Begin

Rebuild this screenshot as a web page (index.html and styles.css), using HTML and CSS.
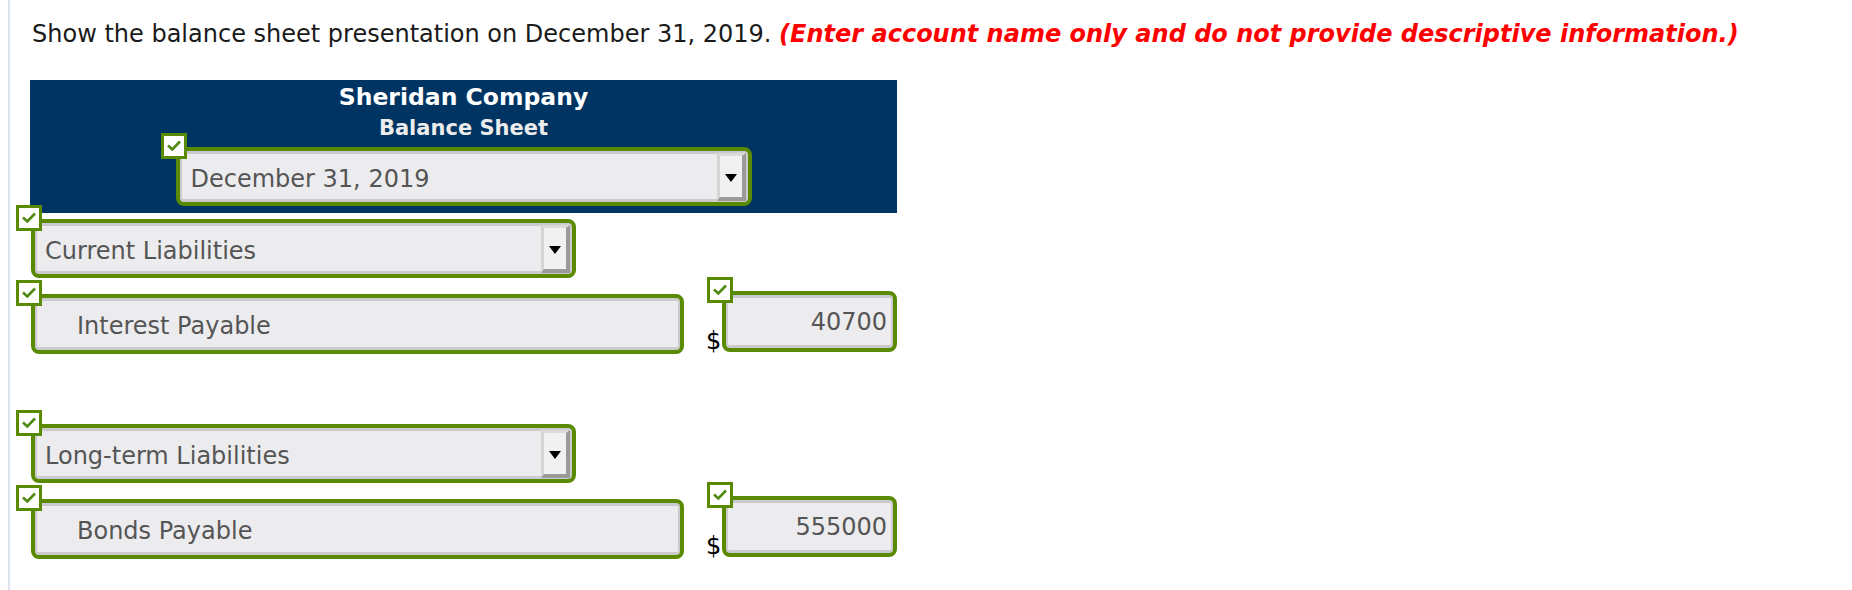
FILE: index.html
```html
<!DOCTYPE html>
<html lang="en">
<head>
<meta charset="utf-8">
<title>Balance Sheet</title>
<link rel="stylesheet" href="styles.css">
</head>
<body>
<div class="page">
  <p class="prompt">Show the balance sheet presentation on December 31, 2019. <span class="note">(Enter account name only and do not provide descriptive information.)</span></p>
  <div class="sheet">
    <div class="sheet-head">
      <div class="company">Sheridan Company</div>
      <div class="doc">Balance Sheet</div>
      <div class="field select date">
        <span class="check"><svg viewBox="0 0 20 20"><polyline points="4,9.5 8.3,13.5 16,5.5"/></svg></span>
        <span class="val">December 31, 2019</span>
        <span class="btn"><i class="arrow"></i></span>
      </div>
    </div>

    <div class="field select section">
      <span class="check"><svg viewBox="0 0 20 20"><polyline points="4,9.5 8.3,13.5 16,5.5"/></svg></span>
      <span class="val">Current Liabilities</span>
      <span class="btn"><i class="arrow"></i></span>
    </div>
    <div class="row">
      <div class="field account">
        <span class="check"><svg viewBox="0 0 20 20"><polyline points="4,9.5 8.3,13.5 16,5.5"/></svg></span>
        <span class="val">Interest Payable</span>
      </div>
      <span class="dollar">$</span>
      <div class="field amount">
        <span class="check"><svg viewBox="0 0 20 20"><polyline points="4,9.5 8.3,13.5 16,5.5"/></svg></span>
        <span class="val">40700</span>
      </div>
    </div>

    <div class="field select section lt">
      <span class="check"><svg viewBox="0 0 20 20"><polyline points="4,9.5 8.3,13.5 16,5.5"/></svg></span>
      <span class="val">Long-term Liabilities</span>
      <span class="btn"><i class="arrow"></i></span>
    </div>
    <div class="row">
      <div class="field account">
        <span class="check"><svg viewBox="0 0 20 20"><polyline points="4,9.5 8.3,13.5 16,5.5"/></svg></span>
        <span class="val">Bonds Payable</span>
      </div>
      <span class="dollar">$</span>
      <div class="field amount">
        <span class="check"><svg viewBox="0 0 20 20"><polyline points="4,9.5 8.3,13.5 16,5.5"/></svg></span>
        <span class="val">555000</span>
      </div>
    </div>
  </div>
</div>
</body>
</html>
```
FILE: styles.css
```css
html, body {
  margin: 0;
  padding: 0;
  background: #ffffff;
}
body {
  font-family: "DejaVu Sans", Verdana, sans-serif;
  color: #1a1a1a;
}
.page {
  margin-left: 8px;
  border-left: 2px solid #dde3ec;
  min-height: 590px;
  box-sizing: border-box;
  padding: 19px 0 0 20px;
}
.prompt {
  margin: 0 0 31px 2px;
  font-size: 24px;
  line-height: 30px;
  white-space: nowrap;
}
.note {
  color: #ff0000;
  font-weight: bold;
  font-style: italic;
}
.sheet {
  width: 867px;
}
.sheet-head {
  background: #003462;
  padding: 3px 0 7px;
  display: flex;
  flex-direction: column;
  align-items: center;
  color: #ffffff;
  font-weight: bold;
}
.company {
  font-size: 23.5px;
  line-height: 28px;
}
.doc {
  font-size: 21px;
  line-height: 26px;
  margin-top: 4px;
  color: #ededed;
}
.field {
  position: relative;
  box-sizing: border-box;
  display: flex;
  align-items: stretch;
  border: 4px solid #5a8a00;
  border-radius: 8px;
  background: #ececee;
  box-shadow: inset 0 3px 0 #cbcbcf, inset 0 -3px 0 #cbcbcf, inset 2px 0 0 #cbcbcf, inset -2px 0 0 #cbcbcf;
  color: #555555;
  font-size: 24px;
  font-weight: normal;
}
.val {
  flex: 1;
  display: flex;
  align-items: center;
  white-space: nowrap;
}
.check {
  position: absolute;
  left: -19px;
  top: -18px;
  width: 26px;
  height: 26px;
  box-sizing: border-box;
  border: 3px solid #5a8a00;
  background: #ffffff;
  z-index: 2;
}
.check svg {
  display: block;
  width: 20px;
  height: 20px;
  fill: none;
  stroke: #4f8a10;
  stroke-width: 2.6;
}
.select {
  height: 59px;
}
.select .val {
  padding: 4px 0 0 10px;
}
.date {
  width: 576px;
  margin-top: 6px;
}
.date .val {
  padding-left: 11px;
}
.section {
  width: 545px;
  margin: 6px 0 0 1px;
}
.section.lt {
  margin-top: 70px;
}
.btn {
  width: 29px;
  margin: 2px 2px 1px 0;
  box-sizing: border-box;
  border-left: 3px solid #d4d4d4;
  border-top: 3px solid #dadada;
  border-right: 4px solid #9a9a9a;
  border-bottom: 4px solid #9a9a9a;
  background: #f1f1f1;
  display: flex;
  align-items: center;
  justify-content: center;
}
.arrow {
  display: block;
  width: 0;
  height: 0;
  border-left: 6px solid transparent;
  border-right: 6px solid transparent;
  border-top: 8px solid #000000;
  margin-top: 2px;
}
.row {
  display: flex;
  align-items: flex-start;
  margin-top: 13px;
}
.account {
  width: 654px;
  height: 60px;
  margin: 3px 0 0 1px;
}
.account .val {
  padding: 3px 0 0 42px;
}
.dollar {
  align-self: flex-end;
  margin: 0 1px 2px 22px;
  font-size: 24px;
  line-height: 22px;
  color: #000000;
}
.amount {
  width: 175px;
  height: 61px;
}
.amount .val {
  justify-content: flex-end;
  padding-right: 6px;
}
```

End

Task to carry out: Every line above should be repeated exactly; pictures stay out of the copy.

Correct answer:
Rebuild this screenshot as a web page (index.html and styles.css), using HTML and CSS.
FILE: index.html
```html
<!DOCTYPE html>
<html lang="en">
<head>
<meta charset="utf-8">
<title>Balance Sheet</title>
<link rel="stylesheet" href="styles.css">
</head>
<body>
<div class="page">
  <p class="prompt">Show the balance sheet presentation on December 31, 2019. <span class="note">(Enter account name only and do not provide descriptive information.)</span></p>
  <div class="sheet">
    <div class="sheet-head">
      <div class="company">Sheridan Company</div>
      <div class="doc">Balance Sheet</div>
      <div class="field select date">
        <span class="check"><svg viewBox="0 0 20 20"><polyline points="4,9.5 8.3,13.5 16,5.5"/></svg></span>
        <span class="val">December 31, 2019</span>
        <span class="btn"><i class="arrow"></i></span>
      </div>
    </div>

    <div class="field select section">
      <span class="check"><svg viewBox="0 0 20 20"><polyline points="4,9.5 8.3,13.5 16,5.5"/></svg></span>
      <span class="val">Current Liabilities</span>
      <span class="btn"><i class="arrow"></i></span>
    </div>
    <div class="row">
      <div class="field account">
        <span class="check"><svg viewBox="0 0 20 20"><polyline points="4,9.5 8.3,13.5 16,5.5"/></svg></span>
        <span class="val">Interest Payable</span>
      </div>
      <span class="dollar">$</span>
      <div class="field amount">
        <span class="check"><svg viewBox="0 0 20 20"><polyline points="4,9.5 8.3,13.5 16,5.5"/></svg></span>
        <span class="val">40700</span>
      </div>
    </div>

    <div class="field select section lt">
      <span class="check"><svg viewBox="0 0 20 20"><polyline points="4,9.5 8.3,13.5 16,5.5"/></svg></span>
      <span class="val">Long-term Liabilities</span>
      <span class="btn"><i class="arrow"></i></span>
    </div>
    <div class="row">
      <div class="field account">
        <span class="check"><svg viewBox="0 0 20 20"><polyline points="4,9.5 8.3,13.5 16,5.5"/></svg></span>
        <span class="val">Bonds Payable</span>
      </div>
      <span class="dollar">$</span>
      <div class="field amount">
        <span class="check"><svg viewBox="0 0 20 20"><polyline points="4,9.5 8.3,13.5 16,5.5"/></svg></span>
        <span class="val">555000</span>
      </div>
    </div>
  </div>
</div>
</body>
</html>
```
FILE: styles.css
```css
html, body {
  margin: 0;
  padding: 0;
  background: #ffffff;
}
body {
  font-family: "DejaVu Sans", Verdana, sans-serif;
  color: #1a1a1a;
}
.page {
  margin-left: 8px;
  border-left: 2px solid #dde3ec;
  min-height: 590px;
  box-sizing: border-box;
  padding: 19px 0 0 20px;
}
.prompt {
  margin: 0 0 31px 2px;
  font-size: 24px;
  line-height: 30px;
  white-space: nowrap;
}
.note {
  color: #ff0000;
  font-weight: bold;
  font-style: italic;
}
.sheet {
  width: 867px;
}
.sheet-head {
  background: #003462;
  padding: 3px 0 7px;
  display: flex;
  flex-direction: column;
  align-items: center;
  color: #ffffff;
  font-weight: bold;
}
.company {
  font-size: 23.5px;
  line-height: 28px;
}
.doc {
  font-size: 21px;
  line-height: 26px;
  margin-top: 4px;
  color: #ededed;
}
.field {
  position: relative;
  box-sizing: border-box;
  display: flex;
  align-items: stretch;
  border: 4px solid #5a8a00;
  border-radius: 8px;
  background: #ececee;
  box-shadow: inset 0 3px 0 #cbcbcf, inset 0 -3px 0 #cbcbcf, inset 2px 0 0 #cbcbcf, inset -2px 0 0 #cbcbcf;
  color: #555555;
  font-size: 24px;
  font-weight: normal;
}
.val {
  flex: 1;
  display: flex;
  align-items: center;
  white-space: nowrap;
}
.check {
  position: absolute;
  left: -19px;
  top: -18px;
  width: 26px;
  height: 26px;
  box-sizing: border-box;
  border: 3px solid #5a8a00;
  background: #ffffff;
  z-index: 2;
}
.check svg {
  display: block;
  width: 20px;
  height: 20px;
  fill: none;
  stroke: #4f8a10;
  stroke-width: 2.6;
}
.select {
  height: 59px;
}
.select .val {
  padding: 4px 0 0 10px;
}
.date {
  width: 576px;
  margin-top: 6px;
}
.date .val {
  padding-left: 11px;
}
.section {
  width: 545px;
  margin: 6px 0 0 1px;
}
.section.lt {
  margin-top: 70px;
}
.btn {
  width: 29px;
  margin: 2px 2px 1px 0;
  box-sizing: border-box;
  border-left: 3px solid #d4d4d4;
  border-top: 3px solid #dadada;
  border-right: 4px solid #9a9a9a;
  border-bottom: 4px solid #9a9a9a;
  background: #f1f1f1;
  display: flex;
  align-items: center;
  justify-content: center;
}
.arrow {
  display: block;
  width: 0;
  height: 0;
  border-left: 6px solid transparent;
  border-right: 6px solid transparent;
  border-top: 8px solid #000000;
  margin-top: 2px;
}
.row {
  display: flex;
  align-items: flex-start;
  margin-top: 13px;
}
.account {
  width: 654px;
  height: 60px;
  margin: 3px 0 0 1px;
}
.account .val {
  padding: 3px 0 0 42px;
}
.dollar {
  align-self: flex-end;
  margin: 0 1px 2px 22px;
  font-size: 24px;
  line-height: 22px;
  color: #000000;
}
.amount {
  width: 175px;
  height: 61px;
}
.amount .val {
  justify-content: flex-end;
  padding-right: 6px;
}
```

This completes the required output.